Excellent performances on training test, bad on test set


I'm doing text classification and I'm dealing with weird results. I have two datasets, one labeled and the other one unlabeled. When I use some classifiers (SVM, Naive Bayes, knn, Random Forest, Gradient Boosting) on the labeled one I have excellent performances, even without tuning, with all the classifiers (more than 98% of BAC), but when I try to predict results on the unlabeled dataset I have very different predictions for every classifier. I used TF-IDF as vectorizer and I tried to use also bigrams and trigrams but nothing has changed. I tried also to create different new observations using SMOTE (even if I don't have problems with imbalanced dataset) just in order to see if, with new observations, algorithms would generalize better with new data but, even in this case, nothing has changed. What can I do in order to resolve this problem? Why is this happening? Do you have any idea?


Solution

  • Hi and welcome to the forum!

    I can think of 3 possibilities (which are in fact slightly overlapping):

    1. Are you splitting the labeled dataset in a training and a validation set? Maybe you are suffering from the horrible-sounding data leakage. Basically, data from the validation set is somehow leaking into the training data, so the model knows more than it should. It's more common than you think.

    2. Maybe you are overfitting the training set. Basically, the model memorizes the training data and doesn't generalize very well. You can try stopping the training at an earlier stage.

    3. The ditribution of the training data and the test data are not similar enough to the model to generalize well. You can try reshuffling them and separating again. A basic thing you can also try to understand the similarity of the datasets is check the distribution of classes among the training and test data, but more complex and useful techniques exist.

    Some of these more complex techniques to compare the training and the test data are:

    • Checking whether a classifier can correctly decide whether a datapoint belongs to the train or the test set. This shouldn't be possible if the distributions were similar enough. Here's a tutorial in Python.

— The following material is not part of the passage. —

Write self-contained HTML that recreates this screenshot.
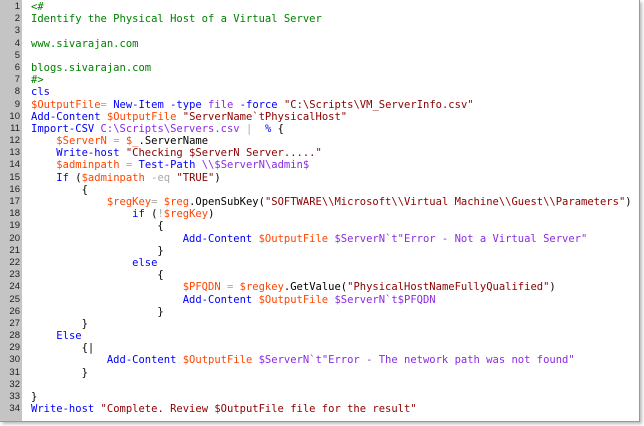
<!DOCTYPE html>
<html><head><style>
body{margin:0;width:644px;height:426px;background:#fff;overflow:hidden;position:relative;font-family:"Liberation Mono",monospace;}
#frame{position:absolute;left:0;top:0;width:639px;height:421px;border-right:1px solid #999;border-bottom:1px solid #999;box-shadow:2px 2px 3px #bbb;background:#fff;}
#gut{position:absolute;left:0;top:0;width:22px;height:421px;background:#c4c4c4;}
pre{margin:0;position:absolute;top:1px;font-size:10.5px;line-height:12.18px;}
#nums{left:0;width:20px;text-align:right;color:#222;font-family:"Liberation Sans",sans-serif;font-size:9.5px;}
#code{left:31px;color:#000;}
.c{color:#008000}.v{color:#ff4500}.k{color:#0000ff}.s{color:#8b0000}.p{color:#8a2be2}.o{color:#a9a9a9}
</style></head><body>
<div id="frame"><div id="gut"></div>
<pre id="nums">1
2
3
4
5
6
7
8
9
10
11
12
13
14
15
16
17
18
19
20
21
22
23
24
25
26
27
28
29
30
31
32
33
34</pre>
<pre id="code"><span class="c">&lt;#
Identify the Physical Host of a Virtual Server

www.sivarajan.com

blogs.sivarajan.com
#&gt;</span>
<span class="k">cls</span>
<span class="v">$OutputFile</span><span class="o">=</span> <span class="k">New-Item</span> <span class="k">-type</span> <span class="p">file</span> <span class="k">-force</span> <span class="s">"C:\Scripts\VM_ServerInfo.csv"</span>
<span class="k">Add-Content</span> <span class="v">$OutputFile</span> <span class="s">"ServerName`tPhysicalHost"</span>
<span class="k">Import-CSV</span> <span class="p">C:\Scripts\Servers.csv</span> <span class="o">|</span>  <span class="k">%</span> {
    <span class="v">$ServerN</span> <span class="o">=</span> <span class="v">$_</span>.ServerName
    <span class="k">Write-host</span> <span class="s">"Checking $ServerN Server....."</span>
    <span class="v">$adminpath</span> <span class="o">=</span> <span class="k">Test-Path</span> <span class="p">\\$ServerN\admin$</span>
    <span class="k">If</span> (<span class="v">$adminpath</span> <span class="o">-eq</span> <span class="s">"TRUE"</span>)
        {
            <span class="v">$regKey</span><span class="o">=</span> <span class="v">$reg</span>.OpenSubKey(<span class="s">"SOFTWARE\\Microsoft\\Virtual Machine\\Guest\\Parameters"</span>)
                <span class="k">if</span> (<span class="o">!</span><span class="v">$regKey</span>)
                    {
                        <span class="k">Add-Content</span> <span class="v">$OutputFile</span> <span class="p">$ServerN`t"Error - Not a Virtual Server"</span>
                    }
                <span class="k">else</span>
                    {
                        <span class="v">$PFQDN</span> <span class="o">=</span> <span class="v">$regkey</span>.GetValue(<span class="s">"PhysicalHostNameFullyQualified"</span>)
                        <span class="k">Add-Content</span> <span class="v">$OutputFile</span> <span class="p">$ServerN`t$PFQDN</span>
                    }
        }
    <span class="k">Else</span>
        {|
            <span class="k">Add-Content</span> <span class="v">$OutputFile</span> <span class="p">$ServerN`t"Error - The network path was not found"</span>
        }

}
<span class="k">Write-host</span> <span class="s">"Complete. Review $OutputFile file for the result"</span></pre>
</div>
</body></html>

    • Using the Kolmogorov-Smirnov test (another tutorial in Python). scipy.stats implements it: see stats.ks_2samp. Beware: this test must be applied to each column separately, so it doesn't work if you are working with, for example, NLP's word embeddings.

    • If you are indeed working with word embeddings, you should use the classifier described in the first bullet point or transform your data so it is unidimensional. A simple example is to compute the norm of the word embeddings, but that doesn't quite do the job. The Mahalonobis (also implented by SciPy) distance works a bit better - see the bottom of last bullet point's tutorial for details.